Optimal power procurement for green cellular wireless networks under uncertainty and chance constraints
Nadhir Ben Rached, Shyam Mohan Subbiah Pillai, Raúl Tempone
TL;DR
This paper tackles the problem of minimizing operating expenditure and carbon footprint for green cellular networks under uncertainty in renewable generation and wireless channels. It introduces a time-continuous Lagrangian relaxation to handle a probabilistic QoS constraint, turning the original constrained stochastic control problem into a dual problem solved via an upwind HJB PDE solver and a combined LMBM-SSM optimization scheme. The methodology is grounded in data-driven SDEs for renewable power and Nakagami fading, with a running-horizon framework to avoid end-of-day artifacts, and validated on a German power-system–driven base station with daily traffic profiles.
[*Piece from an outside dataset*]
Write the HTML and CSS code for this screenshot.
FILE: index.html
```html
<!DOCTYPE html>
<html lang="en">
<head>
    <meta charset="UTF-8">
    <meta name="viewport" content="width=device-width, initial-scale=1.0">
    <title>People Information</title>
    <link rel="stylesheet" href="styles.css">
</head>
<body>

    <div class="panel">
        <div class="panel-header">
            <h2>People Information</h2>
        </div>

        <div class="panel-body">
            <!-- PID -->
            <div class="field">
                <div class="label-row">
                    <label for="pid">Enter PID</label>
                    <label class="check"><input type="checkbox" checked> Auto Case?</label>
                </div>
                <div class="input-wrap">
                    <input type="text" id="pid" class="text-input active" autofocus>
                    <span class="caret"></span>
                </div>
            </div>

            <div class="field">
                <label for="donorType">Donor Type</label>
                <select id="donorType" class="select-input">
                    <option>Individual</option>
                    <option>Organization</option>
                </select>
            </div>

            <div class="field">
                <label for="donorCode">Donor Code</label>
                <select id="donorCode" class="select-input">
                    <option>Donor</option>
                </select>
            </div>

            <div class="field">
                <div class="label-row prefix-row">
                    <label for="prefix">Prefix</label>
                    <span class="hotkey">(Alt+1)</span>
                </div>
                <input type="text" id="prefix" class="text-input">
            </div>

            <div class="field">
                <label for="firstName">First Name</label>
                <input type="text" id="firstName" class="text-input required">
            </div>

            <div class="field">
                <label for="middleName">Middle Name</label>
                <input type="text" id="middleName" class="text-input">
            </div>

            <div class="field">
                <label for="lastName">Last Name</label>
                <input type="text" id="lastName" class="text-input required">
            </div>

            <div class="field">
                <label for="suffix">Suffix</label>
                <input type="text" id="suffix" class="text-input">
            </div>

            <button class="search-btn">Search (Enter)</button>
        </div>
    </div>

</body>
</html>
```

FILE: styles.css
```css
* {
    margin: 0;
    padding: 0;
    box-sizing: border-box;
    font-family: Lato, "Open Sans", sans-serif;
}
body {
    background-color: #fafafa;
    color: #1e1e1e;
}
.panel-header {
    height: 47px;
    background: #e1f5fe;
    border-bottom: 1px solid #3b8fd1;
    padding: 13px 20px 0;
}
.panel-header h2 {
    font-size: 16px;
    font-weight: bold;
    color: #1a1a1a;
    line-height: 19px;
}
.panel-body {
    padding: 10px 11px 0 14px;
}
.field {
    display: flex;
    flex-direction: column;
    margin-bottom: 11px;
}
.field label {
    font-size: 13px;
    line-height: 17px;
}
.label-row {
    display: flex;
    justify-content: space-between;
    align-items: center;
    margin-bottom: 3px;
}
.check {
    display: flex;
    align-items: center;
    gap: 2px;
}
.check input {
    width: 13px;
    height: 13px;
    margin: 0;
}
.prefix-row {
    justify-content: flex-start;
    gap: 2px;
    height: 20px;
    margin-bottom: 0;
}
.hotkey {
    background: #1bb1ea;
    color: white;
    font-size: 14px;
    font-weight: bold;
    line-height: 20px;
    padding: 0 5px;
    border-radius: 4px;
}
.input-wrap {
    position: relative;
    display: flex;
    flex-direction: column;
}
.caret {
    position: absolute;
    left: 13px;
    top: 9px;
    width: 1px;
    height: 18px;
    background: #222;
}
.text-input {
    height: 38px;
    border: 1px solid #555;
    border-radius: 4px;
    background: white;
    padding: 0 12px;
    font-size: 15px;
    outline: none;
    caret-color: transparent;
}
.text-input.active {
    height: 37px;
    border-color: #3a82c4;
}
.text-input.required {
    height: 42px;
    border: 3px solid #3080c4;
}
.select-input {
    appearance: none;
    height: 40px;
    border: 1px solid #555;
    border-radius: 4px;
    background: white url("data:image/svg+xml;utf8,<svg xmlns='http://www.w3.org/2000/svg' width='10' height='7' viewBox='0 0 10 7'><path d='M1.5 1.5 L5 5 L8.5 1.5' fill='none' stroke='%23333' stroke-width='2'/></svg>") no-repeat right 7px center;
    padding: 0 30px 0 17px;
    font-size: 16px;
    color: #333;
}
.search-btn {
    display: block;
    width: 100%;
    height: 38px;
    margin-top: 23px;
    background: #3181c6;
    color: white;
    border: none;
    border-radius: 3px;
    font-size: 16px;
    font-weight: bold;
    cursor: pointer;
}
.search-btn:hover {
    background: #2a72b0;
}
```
The results demonstrate computational efficiency and near-optimality, yielding actionable policies that leverage energy storage and renewables while satisfying QoS with high probability, highlighting practical impact for real-world network operators.
Abstract
Given the increasing global emphasis on sustainable energy usage and the rising energy demands of cellular wireless networks, this work seeks an optimal short-term, continuous-time power procurement schedule to minimize operating expenditure and the carbon footprint of cellular wireless networks equipped with energy storage capacity, and hybrid energy systems comprising uncertain renewable energy sources. Despite the stochastic nature of wireless fading channels, the network operator must ensure a certain quality-of-service (QoS) constraint with high probability. This probabilistic constraint prevents using the dynamic programming principle to solve the stochastic optimal control problem. This work introduces a novel time-continuous Lagrangian relaxation approach tailored for real-time, near-optimal energy procurement in cellular networks, overcoming tractability problems associated with the probabilistic QoS constraint. The numerical solution procedure includes an efficient upwind finite-difference solver for the Hamilton--Jacobi--Bellman equation corresponding to the relaxed problem, and an effective combination of the limited memory bundle method (LMBM) for handling nonsmooth optimization and the stochastic subgradient method (SSM) to navigate the stochasticity of the dual problem. Numerical results, based on the German power system and daily cellular traffic data, demonstrate the computational efficiency of the proposed numerical approach, providing a near-optimal policy in a practical timeframe.